I ran into my own set of difficulties as well. I am currently working on rural internet, and let’s just say it sucks. Downloading and uploading data was painfully slow. We used my Google Drive for most of our work, and as I have so far been too cheap to pay for extra storage, that quickly became an issue as well (amazing how fast you can eat up 15 GB).
These complaints aside, we did successfully accomplish our task, building a product with three key features: patent similarity search, patent document classification, and output of similar sentences from other patents to add some automation to filling out an Information Disclosure Form.
We built our data pipelines with Python, mostly using Google Colab Notebooks on the drive. Our models were similarly built. For the ML Ops aspects, we packaged our final models using MLFlow, built our website with Flask (Python), and hosted it with AWS.
Final Thoughts
I think many of the difficulties my team ended up facing, at least partially, related to trying to work with GNN’s. When coming up with a product, we first needed to identify data sources that were already in a network format, or could easily be put in a network. This is why we settled on patents, as there is an existing dataset containing a citation network for many patents.

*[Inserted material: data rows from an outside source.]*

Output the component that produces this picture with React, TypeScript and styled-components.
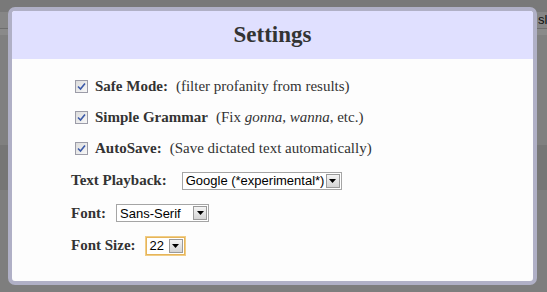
import React, { FC } from "react";
import styled, { createGlobalStyle } from "styled-components";

const GlobalStyle = createGlobalStyle`
  html, body {
    margin: 0;
    padding: 0;
    background: #7c7c7c;
  }
  body {
    font-family: "Liberation Serif", "Times New Roman", serif;
    width: 547px;
    height: 292px;
    overflow: hidden;
  }
`;

const Page = styled.div`
  position: relative;
  width: 547px;
  height: 292px;
  display: flex;
  flex-direction: column;
`;

const TopBar = styled.div`
  height: 12px;
  background: #797979;
`;

const SearchRow = styled.div`
  height: 16px;
  display: flex;
  justify-content: flex-end;
  background: #868686;
  border-bottom: 1px solid #6e6e6e;
`;

const SearchBox = styled.div`
  width: 9px;
  overflow: hidden;
  font-family: "Liberation Sans", Arial, sans-serif;
  font-size: 13px;
  line-height: 16px;
  color: #111;
  white-space: nowrap;
`;

interface BandProps {
  $h: number;
  $c: string;
}

const Band = styled.div<BandProps>`
  height: ${(p) => p.$h}px;
  background: ${(p) => p.$c};
`;

const Dialog = styled.div`
  position: absolute;
  left: 8px;
  top: 7px;
  width: 521px;
  height: 270px;
  border: 4px solid #b0b0c6;
  border-radius: 7px;
  background: #fdfdfd;
  overflow: hidden;
  display: flex;
  flex-direction: column;
`;

const Header = styled.div`
  height: 48px;
  background: #e0e0ff;
  display: flex;
  align-items: center;
  justify-content: center;
`;

const Title = styled.h2`
  margin: 0;
  font-size: 23px;
  font-weight: bold;
  color: #333;
`;

const Body = styled.div`
  display: flex;
  flex-direction: column;
  padding: 12px 0 0 59px;
`;

interface RowProps {
  $h: number;
}

const Row = styled.div<RowProps>`
  height: ${(p) => p.$h}px;
  display: flex;
  align-items: center;
  font-size: 15px;
  color: #333;
  white-space: nowrap;
`;

const CheckRow = styled(Row)`
  padding-left: 4px;
`;

const Box = styled.span`
  width: 11px;
  height: 11px;
  border: 1px solid #9c9ca8;
  background: linear-gradient(135deg, #dcdcdc, #f8f8f8);
  display: flex;
  align-items: center;
  justify-content: center;
  margin-right: 7px;
`;

const Label = styled.b`
  font-weight: bold;
  margin-right: 8px;
`;

const Note = styled.span`
  font-weight: normal;
`;

interface SelectProps {
  $w: number;
  $focus?: boolean;
}

const Select = styled.div<SelectProps>`
  width: ${(p) => p.$w}px;
  height: 16px;
  display: flex;
  align-items: center;
  justify-content: space-between;
  border: 1px solid ${(p) => (p.$focus ? "#e6b55a" : "#a5a5a5")};
  box-shadow: ${(p) => (p.$focus ? "0 0 0 1px #f1cd86" : "none")};
  background: #fff;
  font-family: "Liberation Sans", Arial, sans-serif;
  font-size: 13px;
  color: #000;
  padding-left: 3px;
`;

const Arrow = styled.span`
  width: 14px;
  height: 14px;
  margin-right: 1px;
  border: 1px solid #9a9a9a;
  box-sizing: border-box;
  background: linear-gradient(#f4f4f4, #d4d4d4);
  display: flex;
  align-items: center;
  justify-content: center;
`;

interface FieldLabelProps {
  $gap: number;
}

const FieldLabel = styled.b<FieldLabelProps>`
  font-weight: bold;
  margin-right: ${(p) => p.$gap}px;
`;

const Check: FC = () => (
  <Box>
    <svg width="9" height="9" viewBox="0 0 9 9">
      <path d="M1 4.5 L3.5 7 L8 1.5" fill="none" stroke="#3c5aa8" strokeWidth="1.6" />
    </svg>
  </Box>
);

interface DropProps {
  value: string;
  width: number;
  focus?: boolean;
}

const Drop: FC<DropProps> = ({ value, width, focus }) => (
  <Select $w={width} $focus={focus}>
    <span>{value}</span>
    <Arrow>
      <svg width="7" height="4" viewBox="0 0 7 4">
        <path d="M0 0 H7 L3.5 4 Z" fill="#000" />
      </svg>
    </Arrow>
  </Select>
);

const App: FC = () => (
  <>
    <GlobalStyle />
    <Page>
      <TopBar />
      <SearchRow>
        <SearchBox>sl</SearchBox>
      </SearchRow>
      <Band $h={6} $c="#8a8a8a" />
      <Band $h={110} $c="#808080" />
      <Band $h={45} $c="#767676" />
      <Band $h={102} $c="#7e7e7e" />
      <Dialog>
        <Header>
          <Title>Settings</Title>
        </Header>
        <Body>
          <CheckRow $h={31}>
            <Check />
            <Label>Safe Mode:</Label>
            <Note>(filter profanity from results)</Note>
          </CheckRow>
          <CheckRow $h={30}>
            <Check />
            <Label>Simple Grammar</Label>
            <Note>
              (Fix <i>gonna</i>, <i>wanna</i>, etc.)
            </Note>
          </CheckRow>
          <CheckRow $h={32}>
            <Check />
            <Label>AutoSave:</Label>
            <Note>(Save dictated text automatically)</Note>
          </CheckRow>
          <Row $h={33}>
            <FieldLabel $gap={15}>Text Playback:</FieldLabel>
            <Drop value="Google (*experimental*)" width={155} />
          </Row>
          <Row $h={32}>
            <FieldLabel $gap={10}>Font:</FieldLabel>
            <Drop value="Sans-Serif" width={88} />
          </Row>
          <Row $h={33}>
            <FieldLabel $gap={10}>Font Size:</FieldLabel>
            <Drop value="22" width={34} focus />
          </Row>
        </Body>
      </Dialog>
    </Page>
  </>
);

export default App;
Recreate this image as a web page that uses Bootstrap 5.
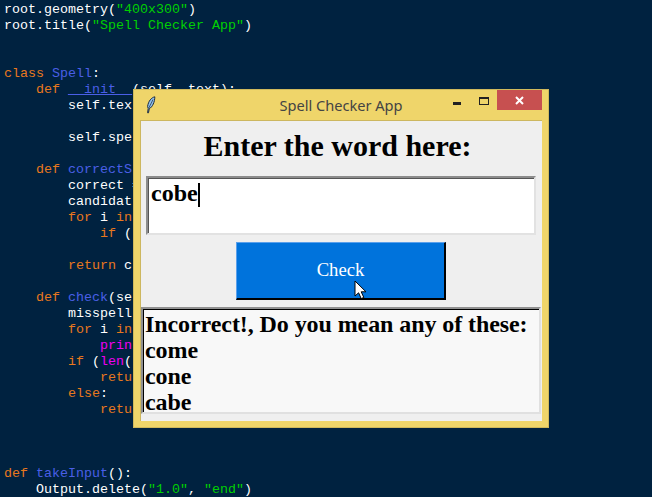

However, I would suggest to anyone going into this course that they budget an appropriate amount of time per week to it (and this might end up being up to 15 hours in a week).
Although you do not need a lot of prerequisite knowledge to take the course, and your teammates may be able to make up for your lack of knowledge in certain areas, I would recommend that you be comfortable working with Python, understand statistics and machine learning, and are capable of dealing with messy, real-world data. Without at least two of these, you will end up spending a lot more time working to complete your tasks.
In the end, I would recommend this course to anyone looking to gain some practical experience in product development and machine learning. However, the only caveat I would add is to make sure you have the time available to fully commit to it. It may be the type of thing that is best taken while a student, or while looking for a job.